▶ _WHAT YOU NEED TO DO_
Without including any images, repeat the data exactly.

--------------------------------------------------

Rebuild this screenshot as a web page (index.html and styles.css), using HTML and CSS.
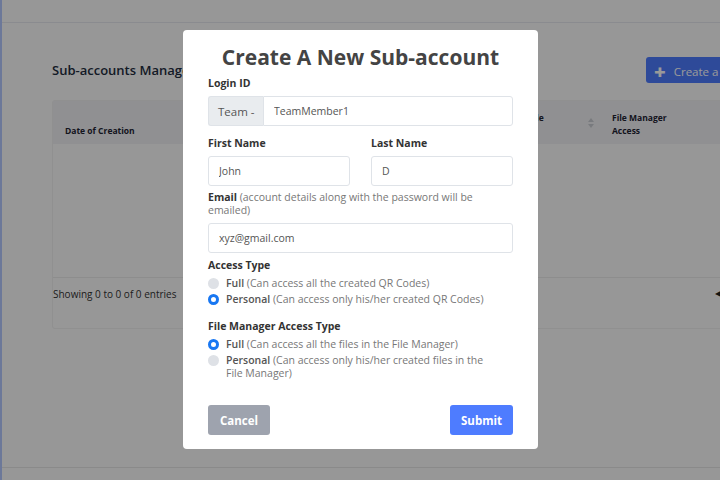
FILE: index.html
```html
<!DOCTYPE html>
<html lang="en">
<head>
  <meta charset="UTF-8">
  <title>Sub-accounts Management</title>
  <link rel="stylesheet" href="styles.css">
</head>
<body>
  <div class="page">
    <div class="sidebar-edge"></div>
    <div class="main">
      <div class="topbar"></div>
      <div class="content">
        <div class="title-row">
          <h2>Sub-accounts Management</h2>
          <button class="create-btn"><span class="plus">+</span> Create a Sub-account</button>
        </div>
        <div class="card">
          <div class="thead">
            <div class="th">Date of Creation</div>
            <div class="th">Login ID</div>
            <div class="th">Name</div>
            <div class="th">QR Code<br>Access <span class="sort"></span></div>
            <div class="th">File Manager<br>Access</div>
          </div>
          <div class="tbody-empty"></div>
          <div class="tfoot">
            <span>Showing 0 to 0 of 0 entries</span>
            <span class="pager">&#9664;</span>
          </div>
        </div>
      </div>
      <div class="footer"></div>
    </div>
  </div>

  <div class="overlay">
    <div class="modal">
      <h1>Create A New Sub-account</h1>

      <label class="field-label">Login ID</label>
      <div class="input-group">
        <span class="prefix">Team -</span>
        <input type="text" value="TeamMember1">
      </div>

      <div class="row">
        <div class="col">
          <label class="field-label">First Name</label>
          <input type="text" value="John">
        </div>
        <div class="col">
          <label class="field-label">Last Name</label>
          <input type="text" value="D">
        </div>
      </div>

      <label class="field-label">Email <span class="hint">(account details along with the password will be emailed)</span></label>
      <input class="email" type="text" value="xyz@gmail.com">

      <div class="radio-block">
        <label class="field-label">Access Type</label>
        <div class="radio"><span class="dot"></span><span><b>Full</b> (Can access all the created QR Codes)</span></div>
        <div class="radio"><span class="dot on"></span><span><b>Personal</b> (Can access only his/her created QR Codes)</span></div>
      </div>

      <div class="radio-block">
        <label class="field-label">File Manager Access Type</label>
        <div class="radio"><span class="dot on"></span><span><b>Full</b> (Can access all the files in the File Manager)</span></div>
        <div class="radio"><span class="dot"></span><span><b>Personal</b> (Can access only his/her created files in the File Manager)</span></div>
      </div>

      <div class="actions">
        <button class="btn cancel">Cancel</button>
        <button class="btn submit">Submit</button>
      </div>
    </div>
  </div>
</body>
</html>
```

FILE: styles.css
```css
body {
  margin: 0;
  font-family: "Open Sans", "Liberation Sans", sans-serif;
  background-color: #fcfcfc;
  width: 720px;
  height: 480px;
  overflow: hidden;
}
.page {
  display: flex;
  height: 480px;
}
.sidebar-edge {
  width: 2px;
  background-color: #b4c8ff;
}
.main {
  flex: 1;
  display: flex;
  flex-direction: column;
  min-width: 0;
  overflow: hidden;
}
.topbar {
  height: 22px;
  flex: none;
  border-bottom: 1px solid #e6e8ee;
}
.content {
  flex: 1;
  padding: 34px 0 0 50px;
}
.title-row {
  display: flex;
  justify-content: space-between;
  align-items: center;
  height: 26px;
}
.title-row h2 {
  margin: 0;
  font-size: 13px;
  font-weight: 600;
  color: #1f2d40;
}
.create-btn {
  flex: none;
  width: 130px;
  height: 26px;
  margin-right: -56px;
  border: none;
  border-radius: 3px;
  background-color: #4e7cff;
  color: #fff;
  font-family: inherit;
  font-size: 11.5px;
  text-align: left;
  padding-left: 8px;
  white-space: nowrap;
}
.plus {
  font-size: 20px;
  font-weight: 800;
  margin-right: 5px;
  vertical-align: -3px;
}
.card {
  margin-top: 17px;
  margin-right: -10px;
  border: 1px solid #f0f0f0;
  border-radius: 3px;
  background-color: #fcfcfc;
}
.thead {
  display: grid;
  grid-template-columns: 150px 150px 143px 104px 140px;
  height: 43px;
  background-color: #f0f1f3;
}
.th {
  position: relative;
  display: flex;
  align-items: flex-end;
  padding: 0 0 7px 12px;
  font-size: 8.5px;
  font-weight: 700;
  color: #1f2333;
  line-height: 13px;
}
.sort {
  position: absolute;
  right: 6px;
  top: 17px;
  width: 0;
  height: 0;
  border-left: 3px solid transparent;
  border-right: 3px solid transparent;
  border-bottom: 4px solid #c9ccd2;
}
.sort::after {
  content: "";
  position: absolute;
  left: -3px;
  top: 6px;
  border-left: 3px solid transparent;
  border-right: 3px solid transparent;
  border-top: 4px solid #c9ccd2;
}
.tbody-empty {
  height: 133px;
  border-bottom: 1px solid #ebebeb;
}
.tfoot {
  display: flex;
  justify-content: space-between;
  height: 41px;
  padding-top: 9px;
  font-size: 10px;
  color: #333;
}
.pager {
  font-size: 8px;
  color: #222;
  margin-right: 8px;
}
.footer {
  height: 12px;
  border-top: 1px solid #e6e6e6;
}

.overlay {
  position: fixed;
  inset: 0;
  background-color: rgba(0, 0, 0, 0.4);
  display: flex;
  justify-content: center;
  align-items: flex-start;
  padding-top: 30px;
}
.modal {
  width: 305px;
  margin-left: 1px;
  padding: 12px 25px 14px;
  background-color: #fff;
  border-radius: 4px;
  color: #333;
}
.modal h1 {
  margin: 0 0 5px;
  text-align: center;
  font-size: 21px;
  line-height: 30px;
  font-weight: 700;
  color: #444;
}
.field-label {
  display: block;
  font-size: 10.5px;
  font-weight: 700;
  color: #333;
  line-height: 13px;
  margin-bottom: 6px;
}
.hint {
  font-weight: 400;
  color: #777;
}
input {
  box-sizing: border-box;
  width: 100%;
  height: 30px;
  margin: 0;
  padding: 0 10px;
  border: 1px solid #dfe3e8;
  border-radius: 3px;
  font-family: inherit;
  font-size: 10.5px;
  color: #555;
}
input.email {
  display: block;
  margin-bottom: 6px;
}
.input-group {
  display: flex;
  margin-bottom: 11px;
}
.input-group input {
  border-radius: 0 3px 3px 0;
}
.prefix {
  display: flex;
  align-items: center;
  flex: none;
  box-sizing: border-box;
  width: 55px;
  height: 30px;
  padding-left: 9px;
  background-color: #e9ecef;
  border: 1px solid #dfe3e8;
  border-right: none;
  border-radius: 3px 0 0 3px;
  font-size: 11.5px;
  color: #555;
}
.row {
  display: flex;
  gap: 21px;
  margin-bottom: 5px;
}
.col {
  flex: 1;
}
.radio-block {
  margin-bottom: 14px;
}
.radio-block .field-label {
  margin-bottom: 5px;
}
.radio {
  display: flex;
  align-items: flex-start;
  gap: 7px;
  font-size: 10.5px;
  line-height: 13px;
  color: #777;
  margin-bottom: 3px;
  padding-right: 25px;
}
.radio b {
  font-weight: 600;
  color: #555;
}
.dot {
  flex: none;
  box-sizing: border-box;
  width: 11px;
  height: 11px;
  margin-top: 1px;
  border-radius: 50%;
  background-color: #dee1e6;
}
.dot.on {
  background-color: #fff;
  border: 3px solid #1877f2;
}
.actions {
  display: flex;
  justify-content: space-between;
  margin-top: 25px;
}
.btn {
  height: 30px;
  border: none;
  border-radius: 3px;
  color: #fff;
  font-family: inherit;
  font-size: 11.5px;
  font-weight: 700;
  padding: 0 12px;
}
.cancel {
  background-color: #9ea3ae;
}
.submit {
  background-color: #4e7cff;
  padding: 0 11px;
}
```
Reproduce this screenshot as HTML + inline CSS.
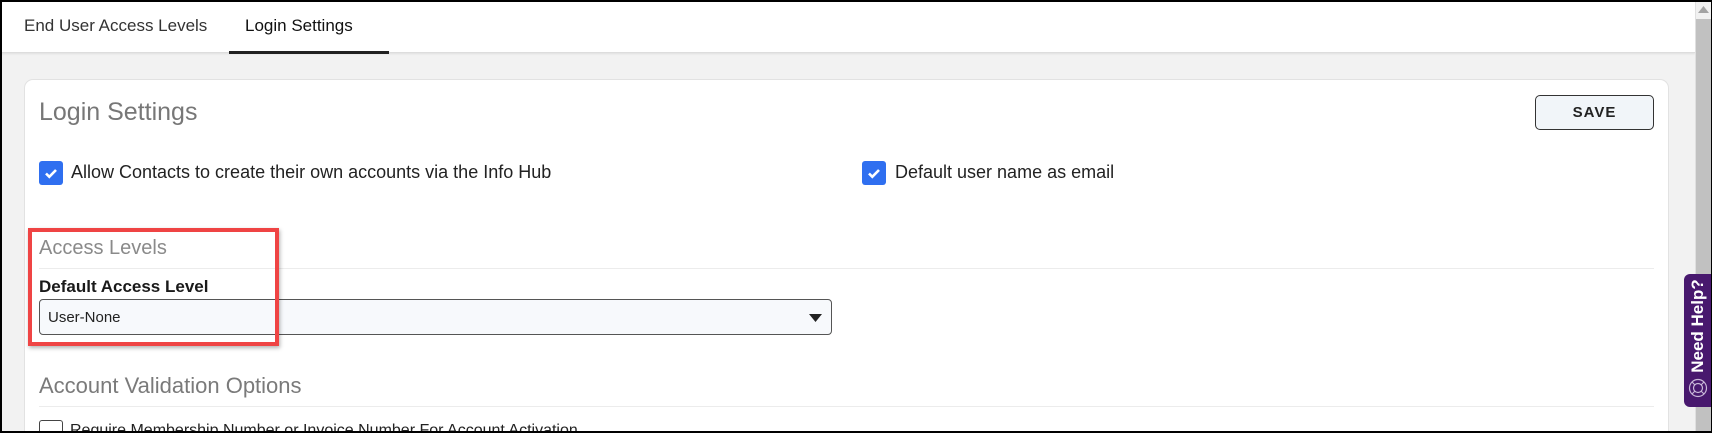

--------------------------------------------------

▶ _FINISHED TASK_
Rebuild this screenshot as a web page (index.html and styles.css), using HTML and CSS.
FILE: index.html
```html
<!DOCTYPE html>
<html lang="en">
<head>
  <meta charset="UTF-8">
  <title>Sub-accounts Management</title>
  <link rel="stylesheet" href="styles.css">
</head>
<body>
  <div class="page">
    <div class="sidebar-edge"></div>
    <div class="main">
      <div class="topbar"></div>
      <div class="content">
        <div class="title-row">
          <h2>Sub-accounts Management</h2>
          <button class="create-btn"><span class="plus">+</span> Create a Sub-account</button>
        </div>
        <div class="card">
          <div class="thead">
            <div class="th">Date of Creation</div>
            <div class="th">Login ID</div>
            <div class="th">Name</div>
            <div class="th">QR Code<br>Access <span class="sort"></span></div>
            <div class="th">File Manager<br>Access</div>
          </div>
          <div class="tbody-empty"></div>
          <div class="tfoot">
            <span>Showing 0 to 0 of 0 entries</span>
            <span class="pager">&#9664;</span>
          </div>
        </div>
      </div>
      <div class="footer"></div>
    </div>
  </div>

  <div class="overlay">
    <div class="modal">
      <h1>Create A New Sub-account</h1>

      <label class="field-label">Login ID</label>
      <div class="input-group">
        <span class="prefix">Team -</span>
        <input type="text" value="TeamMember1">
      </div>

      <div class="row">
        <div class="col">
          <label class="field-label">First Name</label>
          <input type="text" value="John">
        </div>
        <div class="col">
          <label class="field-label">Last Name</label>
          <input type="text" value="D">
        </div>
      </div>

      <label class="field-label">Email <span class="hint">(account details along with the password will be emailed)</span></label>
      <input class="email" type="text" value="xyz@gmail.com">

      <div class="radio-block">
        <label class="field-label">Access Type</label>
        <div class="radio"><span class="dot"></span><span><b>Full</b> (Can access all the created QR Codes)</span></div>
        <div class="radio"><span class="dot on"></span><span><b>Personal</b> (Can access only his/her created QR Codes)</span></div>
      </div>

      <div class="radio-block">
        <label class="field-label">File Manager Access Type</label>
        <div class="radio"><span class="dot on"></span><span><b>Full</b> (Can access all the files in the File Manager)</span></div>
        <div class="radio"><span class="dot"></span><span><b>Personal</b> (Can access only his/her created files in the File Manager)</span></div>
      </div>

      <div class="actions">
        <button class="btn cancel">Cancel</button>
        <button class="btn submit">Submit</button>
      </div>
    </div>
  </div>
</body>
</html>
```

FILE: styles.css
```css
body {
  margin: 0;
  font-family: "Open Sans", "Liberation Sans", sans-serif;
  background-color: #fcfcfc;
  width: 720px;
  height: 480px;
  overflow: hidden;
}
.page {
  display: flex;
  height: 480px;
}
.sidebar-edge {
  width: 2px;
  background-color: #b4c8ff;
}
.main {
  flex: 1;
  display: flex;
  flex-direction: column;
  min-width: 0;
  overflow: hidden;
}
.topbar {
  height: 22px;
  flex: none;
  border-bottom: 1px solid #e6e8ee;
}
.content {
  flex: 1;
  padding: 34px 0 0 50px;
}
.title-row {
  display: flex;
  justify-content: space-between;
  align-items: center;
  height: 26px;
}
.title-row h2 {
  margin: 0;
  font-size: 13px;
  font-weight: 600;
  color: #1f2d40;
}
.create-btn {
  flex: none;
  width: 130px;
  height: 26px;
  margin-right: -56px;
  border: none;
  border-radius: 3px;
  background-color: #4e7cff;
  color: #fff;
  font-family: inherit;
  font-size: 11.5px;
  text-align: left;
  padding-left: 8px;
  white-space: nowrap;
}
.plus {
  font-size: 20px;
  font-weight: 800;
  margin-right: 5px;
  vertical-align: -3px;
}
.card {
  margin-top: 17px;
  margin-right: -10px;
  border: 1px solid #f0f0f0;
  border-radius: 3px;
  background-color: #fcfcfc;
}
.thead {
  display: grid;
  grid-template-columns: 150px 150px 143px 104px 140px;
  height: 43px;
  background-color: #f0f1f3;
}
.th {
  position: relative;
  display: flex;
  align-items: flex-end;
  padding: 0 0 7px 12px;
  font-size: 8.5px;
  font-weight: 700;
  color: #1f2333;
  line-height: 13px;
}
.sort {
  position: absolute;
  right: 6px;
  top: 17px;
  width: 0;
  height: 0;
  border-left: 3px solid transparent;
  border-right: 3px solid transparent;
  border-bottom: 4px solid #c9ccd2;
}
.sort::after {
  content: "";
  position: absolute;
  left: -3px;
  top: 6px;
  border-left: 3px solid transparent;
  border-right: 3px solid transparent;
  border-top: 4px solid #c9ccd2;
}
.tbody-empty {
  height: 133px;
  border-bottom: 1px solid #ebebeb;
}
.tfoot {
  display: flex;
  justify-content: space-between;
  height: 41px;
  padding-top: 9px;
  font-size: 10px;
  color: #333;
}
.pager {
  font-size: 8px;
  color: #222;
  margin-right: 8px;
}
.footer {
  height: 12px;
  border-top: 1px solid #e6e6e6;
}

.overlay {
  position: fixed;
  inset: 0;
  background-color: rgba(0, 0, 0, 0.4);
  display: flex;
  justify-content: center;
  align-items: flex-start;
  padding-top: 30px;
}
.modal {
  width: 305px;
  margin-left: 1px;
  padding: 12px 25px 14px;
  background-color: #fff;
  border-radius: 4px;
  color: #333;
}
.modal h1 {
  margin: 0 0 5px;
  text-align: center;
  font-size: 21px;
  line-height: 30px;
  font-weight: 700;
  color: #444;
}
.field-label {
  display: block;
  font-size: 10.5px;
  font-weight: 700;
  color: #333;
  line-height: 13px;
  margin-bottom: 6px;
}
.hint {
  font-weight: 400;
  color: #777;
}
input {
  box-sizing: border-box;
  width: 100%;
  height: 30px;
  margin: 0;
  padding: 0 10px;
  border: 1px solid #dfe3e8;
  border-radius: 3px;
  font-family: inherit;
  font-size: 10.5px;
  color: #555;
}
input.email {
  display: block;
  margin-bottom: 6px;
}
.input-group {
  display: flex;
  margin-bottom: 11px;
}
.input-group input {
  border-radius: 0 3px 3px 0;
}
.prefix {
  display: flex;
  align-items: center;
  flex: none;
  box-sizing: border-box;
  width: 55px;
  height: 30px;
  padding-left: 9px;
  background-color: #e9ecef;
  border: 1px solid #dfe3e8;
  border-right: none;
  border-radius: 3px 0 0 3px;
  font-size: 11.5px;
  color: #555;
}
.row {
  display: flex;
  gap: 21px;
  margin-bottom: 5px;
}
.col {
  flex: 1;
}
.radio-block {
  margin-bottom: 14px;
}
.radio-block .field-label {
  margin-bottom: 5px;
}
.radio {
  display: flex;
  align-items: flex-start;
  gap: 7px;
  font-size: 10.5px;
  line-height: 13px;
  color: #777;
  margin-bottom: 3px;
  padding-right: 25px;
}
.radio b {
  font-weight: 600;
  color: #555;
}
.dot {
  flex: none;
  box-sizing: border-box;
  width: 11px;
  height: 11px;
  margin-top: 1px;
  border-radius: 50%;
  background-color: #dee1e6;
}
.dot.on {
  background-color: #fff;
  border: 3px solid #1877f2;
}
.actions {
  display: flex;
  justify-content: space-between;
  margin-top: 25px;
}
.btn {
  height: 30px;
  border: none;
  border-radius: 3px;
  color: #fff;
  font-family: inherit;
  font-size: 11.5px;
  font-weight: 700;
  padding: 0 12px;
}
.cancel {
  background-color: #9ea3ae;
}
.submit {
  background-color: #4e7cff;
  padding: 0 11px;
}
```
Reproduce this screenshot as HTML + inline CSS.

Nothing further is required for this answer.